O arquiteto Ciro Pirondi critica o modelo de não se deixar nenhum espaço para o automóvel. Ele é diretor da Escola da Cidade, faculdade de arquitetura a poucas quadras do Viaduto do Chá. "Permitiria uma pista para táxis e serviços. Se houver educação, é melhor compartilhar."

Pirondi diz que só se saberá do sucesso do novo calçadão, se a área for ocupada em outros horários. "Hoje é uma via de passagem, viva só entre 8h e 18h. Quando fecha o comércio, morre." Ele sugere um "trabalho de convencimento, de estímulo, para que bares, cafés e um mercadinho fiquem abertos à noite. Só gente na rua deixará a Sete de Abril segura", afirma.

PELO MUNDO

Nos anos 1970, quando eram novidade pelo mundo, havia cerca de 200 ruas exclusivas para pedestres nos EUA, segundo pesquisa do arquiteto Witold Rybczynski (a primeira foi aberta em 1957, em Kalamazoo, no Estado de Michigan). Nos anos 1990, o número tinha caído a apenas 30, especialmente em cidades universitárias ou turísticas.

Em Nova York, o então prefeito Michael Bloomberg dobrou as calçadas da Broadway e da Times Square, mas mantendo algumas faixas para a passagem de carros.

Na Europa, Copenhagen fez o primeiro grande calçadão nos anos 60, até hoje muito utilizado.

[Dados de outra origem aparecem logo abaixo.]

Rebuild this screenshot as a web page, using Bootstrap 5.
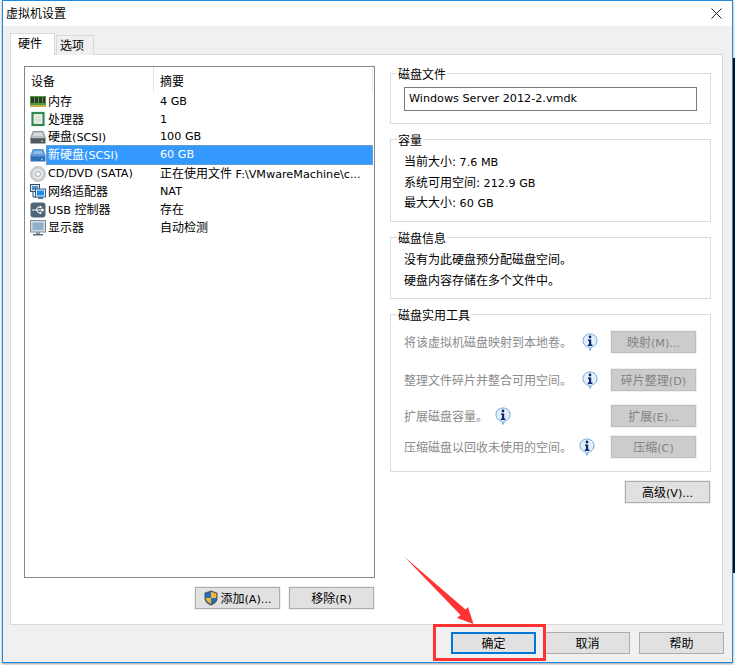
<!DOCTYPE html>
<html lang="zh-CN">
<head>
<meta charset="utf-8">
<title>虚拟机设置</title>
<link href="https://cdn.jsdelivr.net/npm/bootstrap@5.3.0/dist/css/bootstrap.min.css" rel="stylesheet">
<style>
html,body{height:665px;overflow:hidden;}
body{background:#f6f6f6;color:#000;font-family:"DejaVu Sans","Noto Sans CJK SC",sans-serif;font-size:11.2px;line-height:18px;position:relative;}
.right-edge{position:absolute;left:733px;top:58px;width:2px;height:515px;background:#111;}
.vm-win{margin-left:2px;width:731px;height:663px;border:1px solid #1b8ae0;background:#f0f0f0;box-shadow:0 1px 2px rgba(0,0,0,.35);}
.vm-title{height:25px;background:#fff;padding-left:3px;font-size:12px;}
.vm-close{width:11px;height:11px;margin-right:10px;}
.vm-main{padding:7px 9px 0 7px;}
.vm-tabs{height:21px;border:0;gap:1px;position:relative;z-index:1;}
.vm-tab{display:block;height:20px;margin-top:2px;width:38px;padding-left:3px;background:#f0f0f0;border:1px solid #d9d9d9;border-bottom:0;color:#000;line-height:20px;text-decoration:none;}
.vm-tab.active{width:45px;height:22px;margin-top:0;padding-left:7px;background:#fff;line-height:20px;}
.vm-pane{height:571px;background:#fff;border:1px solid #d9d9d9;padding:11px 10px 0 13px;gap:15px;}
.left-col{width:351px;}
.right-col{width:321px;padding-top:7px;}
.dev-list{height:512px;border:1px solid #828790;border-radius:0;display:block;}
.dev-head{height:25px;line-height:30px;}
.dev-head .h1c{width:129px;padding-left:6px;border-right:1px solid #e5e5e5;}
.dev-head .h2c{flex:1;padding-left:6px;border-right:1px solid #e5e5e5;margin-right:1px;}
.dev-row{height:18.14px;padding:0 1px 0 5px;border:0;background:transparent;color:#000;border-radius:0!important;}
.dev-ico{width:16px;height:16px;flex:none;}
.dev-name{width:114px;padding:1px 0 0 2px;flex:none;white-space:nowrap;}
.dev-val{flex:1;white-space:nowrap;padding-top:1px;}
.dev-sel{flex:1;display:flex;background:#3399ff;color:#fff;outline:1px dotted rgba(220,170,90,.6);outline-offset:-1px;}
.plain{flex:1;display:flex;}
.win-btn{width:85px;height:22px;padding:0;border:1px solid #adadad;background:#e1e1e1;color:#000;border-radius:0;font-size:11.2px;line-height:23px;box-shadow:0 0 0 1px #f0f0f0;}
.win-btn:hover{background:#e1e1e1;color:#000;border-color:#adadad;}
.win-btn.is-def{border:2px solid #0078d7;line-height:21px;}
.win-btn[disabled]{background:#ccc;border-color:#bfbfbf;color:#838383;opacity:1;box-shadow:0 0 0 1px #f0f0f0;}
.shield{width:16px;height:16px;margin-right:1px;vertical-align:-3px;}
.left-btns{margin-top:9px;padding-right:1px;gap:9px;}
.grp{position:relative;border:1px solid #dcdcdc;margin-bottom:15px;padding:0 13px;}
.grp-label{position:absolute;top:-8px;left:6px;background:#fff;padding:0 1px;font-size:12px;line-height:18px;}
.grp-file{height:51px;padding-top:13px;}
.file-box{height:24px;border:1px solid #7a7a7a;line-height:21px;padding-left:4px;}
.grp-size{height:83px;padding-top:12px;}
.grp-info{height:62px;padding-top:12px;}
.info-line{height:20.7px;line-height:20px;}
.grp-tool{height:158px;color:#8a8a8a;margin-bottom:9px;padding-right:14px;}
.tool-row{height:22px;font-size:12px;}
.tool-txt{padding-top:2px;}
.r1,.r2{margin-top:16px;}
.r3{margin-top:14px;}
.r4{margin-top:9px;}
.info{width:16px;height:18px;flex:none;}
.g10{margin-left:10px;}.g7{margin-left:7px;}
.adv-row{padding-right:1px;}
.vm-foot{padding:6px 8px 0 0;gap:9px;}
.mark-box{position:absolute;left:433px;top:624px;width:113px;height:37px;border:3px solid #f33;pointer-events:none;}
.mark-arrow{position:absolute;left:400px;top:550px;width:80px;height:80px;pointer-events:none;}
.cjk12{font-size:12px;}
</style>
</head>
<body>
<div class="right-edge"></div>
<div class="vm-win d-flex flex-column">
  <div class="vm-title d-flex align-items-center justify-content-between">
    <span>虚拟机设置</span>
    <svg class="vm-close" viewBox="0 0 11 11"><path d="M.5.5l10 10M10.5.5l-10 10" stroke="#222" fill="none"/></svg>
  </div>
  <div class="vm-main flex-grow-1 d-flex flex-column">
    <ul class="nav vm-tabs">
      <li class="nav-item"><a class="vm-tab active cjk12" href="#">硬件</a></li>
      <li class="nav-item"><a class="vm-tab cjk12" href="#">选项</a></li>
    </ul>
    <div class="vm-pane d-flex">
      <div class="left-col">
        <div class="dev-list list-group">
          <div class="dev-head d-flex cjk12"><div class="h1c">设备</div><div class="h2c">摘要</div></div>
          <div class="list-group-item dev-row d-flex align-items-center">
            <svg class="dev-ico" viewBox="0 0 16 16"><rect x="0" y="3" width="16" height="9" fill="#4f9a3c"/><rect x="0" y="12" width="16" height="2" fill="#c9b04e"/><rect x="1" y="4" width="3" height="6" fill="#2e3a2c"/><rect x="5" y="4" width="3" height="6" fill="#2e3a2c"/><rect x="9" y="4" width="3" height="6" fill="#2e3a2c"/><rect x="13" y="4" width="2" height="6" fill="#2e3a2c"/></svg>
            <div class="plain"><span class="dev-name cjk12">内存</span><span class="dev-val">4 GB</span></div>
          </div>
          <div class="list-group-item dev-row d-flex align-items-center">
            <svg class="dev-ico" viewBox="0 0 16 16"><rect x="2.500" y="2" width="11" height="12" fill="#f2f4ee" stroke="#2f8a52" stroke-width="2.200"/><rect x="5" y="4.500" width="6" height="7" fill="#dfe2da"/></svg>
            <div class="plain"><span class="dev-name cjk12">处理器</span><span class="dev-val">1</span></div>
          </div>
          <div class="list-group-item dev-row d-flex align-items-center">
            <svg class="dev-ico" viewBox="0 0 16 16"><path d="M3 2.500h10l2.500 7H.5z" fill="#b7bec5" stroke="#6e757c" stroke-width=".7"/><path d="M4 4h8l1 3H3z" fill="#d7dce0"/><rect x=".5" y="9.500" width="15" height="5" fill="#4e565e"/><rect x="11" y="11.500" width="2" height="1.500" fill="#7fd06a"/></svg>
            <div class="plain"><span class="dev-name"><span class="cjk12">硬盘</span>(SCSI)</span><span class="dev-val">100 GB</span></div>
          </div>
          <div class="list-group-item dev-row d-flex align-items-center">
            <svg class="dev-ico" viewBox="0 0 16 16"><path d="M3 2.500h10l2.500 7H.5z" fill="#5f9ad8" stroke="#3f78b8" stroke-width=".7"/><path d="M4 4h8l1 3H3z" fill="#8fbce8"/><rect x=".5" y="9.500" width="15" height="5" fill="#2f6fb8"/><rect x="11" y="11.500" width="2" height="1.500" fill="#7fc0e0"/></svg>
            <div class="dev-sel"><span class="dev-name"><span class="cjk12">新硬盘</span>(SCSI)</span><span class="dev-val">60 GB</span></div>
          </div>
          <div class="list-group-item dev-row d-flex align-items-center">
            <svg class="dev-ico" viewBox="0 0 16 16"><circle cx="8" cy="8" r="7.500" fill="#cfd2d4" stroke="#a9adb1" stroke-width=".7"/><circle cx="8" cy="8" r="5" fill="#e6e8ea"/><circle cx="8" cy="8" r="2.500" fill="#fff" stroke="#8f9499" stroke-width=".8"/></svg>
            <div class="plain"><span class="dev-name">CD/DVD (SATA)</span><span class="dev-val"><span class="cjk12">正在使用文件</span> F:\VMwareMachine\c...</span></div>
          </div>
          <div class="list-group-item dev-row d-flex align-items-center">
            <svg class="dev-ico" viewBox="0 0 16 16"><rect x=".5" y=".5" width="9" height="7" fill="#dfe7ef" stroke="#2f4f70"/><rect x="2" y="2" width="6" height="4" fill="#5b8fc4"/><path d="M3 8v5h3" stroke="#2f4f70" fill="none"/><rect x="5.500" y="5" width="10" height="8" fill="#e8f0f7" stroke="#2c608f"/><rect x="7" y="6.500" width="7" height="5" fill="#1f8fe8"/><rect x="8" y="13" width="5" height="2" fill="#4f7696"/></svg>
            <div class="plain"><span class="dev-name cjk12">网络适配器</span><span class="dev-val">NAT</span></div>
          </div>
          <div class="list-group-item dev-row d-flex align-items-center">
            <svg class="dev-ico" viewBox="0 0 16 16"><rect x=".5" y=".5" width="15" height="15" rx="3" fill="#4e6478"/><path d="M2 8h10M6 8l2-3h2M6.500 8l2 3h2" stroke="#fff" fill="none"/><path d="M11.500 6l3 2-3 2z" fill="#fff"/><rect x="9.500" y="4" width="2" height="2" fill="#fff"/><circle cx="10.500" cy="11" r="1" fill="#fff"/></svg>
            <div class="plain"><span class="dev-name">USB <span class="cjk12">控制器</span></span><span class="dev-val cjk12">存在</span></div>
          </div>
          <div class="list-group-item dev-row d-flex align-items-center">
            <svg class="dev-ico" viewBox="0 0 16 16"><rect x=".5" y=".5" width="15" height="11.500" fill="#d4dbe1" stroke="#7f8c98"/><rect x="2.500" y="2.500" width="11" height="7.500" fill="#8fb0cd"/><rect x="6" y="12" width="4" height="2" fill="#8d99a4"/><rect x="3" y="14" width="10" height="1.500" fill="#5f6b75"/></svg>
            <div class="plain"><span class="dev-name cjk12">显示器</span><span class="dev-val cjk12">自动检测</span></div>
          </div>
        </div>
        <div class="left-btns d-flex justify-content-end">
          <button class="btn win-btn" type="button"><svg class="shield" viewBox="0 0 16 16"><path d="M8 .5l6.500 2.200v5.500c0 3.400-3 6-6.500 7.300C4.500 14.200 1.500 11.600 1.500 8.200V2.700z" fill="#4d5763"/><path d="M8 1.800V8H2.700V3.400z" fill="#1f6fc4"/><path d="M8 1.800l5.300 1.600V8H8z" fill="#f5b82e"/><path d="M8 8h5.300c-.2 2.700-2.600 4.700-5.300 5.900z" fill="#1f6fc4"/><path d="M8 8v5.900C5.300 12.700 2.900 10.700 2.700 8z" fill="#f5b82e"/></svg><span class="cjk12">添加</span>(A)...</button>
          <button class="btn win-btn" type="button"><span class="cjk12">移除</span>(R)</button>
        </div>
      </div>
      <div class="right-col">
        <div class="grp grp-file">
          <span class="grp-label">磁盘文件</span>
          <div class="file-box">Windows Server 2012-2.vmdk</div>
        </div>
        <div class="grp grp-size">
          <span class="grp-label">容量</span>
          <div class="info-line"><span class="cjk12">当前大小:</span> 7.6 MB</div>
          <div class="info-line"><span class="cjk12">系统可用空间:</span> 212.9 GB</div>
          <div class="info-line"><span class="cjk12">最大大小:</span> 60 GB</div>
        </div>
        <div class="grp grp-info">
          <span class="grp-label">磁盘信息</span>
          <div class="info-line cjk12">没有为此硬盘预分配磁盘空间。</div>
          <div class="info-line cjk12">硬盘内容存储在多个文件中。</div>
        </div>
        <div class="grp grp-tool">
          <span class="grp-label text-black">磁盘实用工具</span>
          <div class="tool-row r1 d-flex align-items-center"><span class="tool-txt">将该虚拟机磁盘映射到本地卷。</span><svg class="info g10" viewBox="0 0 16 18"><use href="#bubble"/></svg><button class="btn win-btn ms-auto" disabled type="button"><span class="cjk12">映射</span>(M)...</button></div>
          <div class="tool-row r2 d-flex align-items-center"><span class="tool-txt">整理文件碎片并整合可用空间。</span><svg class="info g10" viewBox="0 0 16 18"><use href="#bubble"/></svg><button class="btn win-btn ms-auto" disabled type="button"><span class="cjk12">碎片整理</span>(D)</button></div>
          <div class="tool-row r3 d-flex align-items-center"><span class="tool-txt">扩展磁盘容量。</span><svg class="info g7" viewBox="0 0 16 18"><use href="#bubble"/></svg><button class="btn win-btn ms-auto" disabled type="button"><span class="cjk12">扩展</span>(E)...</button></div>
          <div class="tool-row r4 d-flex align-items-center"><span class="tool-txt">压缩磁盘以回收未使用的空间。</span><svg class="info g7" viewBox="0 0 16 18"><use href="#bubble"/></svg><button class="btn win-btn ms-auto" disabled type="button"><span class="cjk12">压缩</span>(C)</button></div>
        </div>
        <div class="adv-row d-flex justify-content-end"><button class="btn win-btn" type="button"><span class="cjk12">高级</span>(V)...</button></div>
      </div>
    </div>
  </div>
  <div class="vm-foot d-flex justify-content-end">
    <button class="btn win-btn is-def cjk12" type="button">确定</button>
    <button class="btn win-btn cjk12" type="button">取消</button>
    <button class="btn win-btn cjk12" type="button">帮助</button>
  </div>
  <div class="pb-2"></div>
</div>
<div class="mark-box"></div>
<svg class="mark-arrow" viewBox="400 550 80 80"><polygon points="404,556.500 460.500,615 457,618 473.500,624 468,607 465.500,609.500" fill="#f33"/></svg>
<svg width="0" height="0" class="position-absolute"><defs>
  <g id="bubble"><path d="M8 1c4 0 7 2.800 7 6.500S12 14 9.500 14L8 17.500 6.800 14C4 14 1 11.200 1 7.500S4 1 8 1z" fill="#e3f0fb" stroke="#6fa8dc"/><circle cx="8" cy="4" r="1.400" fill="#122570"/><path d="M6 6.500h3.200v5h1.200v1.400H5.800v-1.400H7V7.900H6z" fill="#122570"/></g>
</defs></svg>
</body>
</html>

Em outras cidades, como Florença, o centro histórico virou quase exclusivamente turístico.

A área pedestrianizada de Florença, de 120 mil m², uma das maiores da Europa, é menor que a do centro de São Paulo, de 130 mil m².

Respondendo às críticas, o arquiteto Gustavo Partezani Rodrigues, diretor da SP Urbanismo, empresa municipal responsável pela obra, diz que os calçadões já estão "sendo mais usados" e cita os "happy hours" de fim de expediente em bares na região.

Ele também afirma que "todo mundo faz compras sem carro" em ruas comerciais tradicionais, como a 25 de Março e a Santa Ifigênia.

Mas, para virar "bairro normal", Milton Braga, da FAU-USP, diz que só mesmo uma boa redistribuição do transporte coletivo da cidade, sem as baldeações de milhões de pessoas naquela área. "Incentivar também a abertura de mais galerias e passagens públicas nos térreos dos prédios, que multipliquem o espaço de circulação dos pedestres."

Elogiando o "piso melhor, o bom mobiliário e a aposta da prefeitura nos calçadões", o urbanista Carlos Leite, professor da FAU-Mackenzie, diz haver um movimento forte contra o carro como protagonista nas maiores cidades do mundo. Mas aponta um descompasso com as realizações.

"A obra de requalificação do Anhangabaú nem começou e o calçadão da Sete de Abril é uma parte minúscula. A prefeitura nem conseguiu abrir a Praça das Artes no Anhangabaú. O projeto é promissor, mas depois de quase quatro anos, é muito pouco."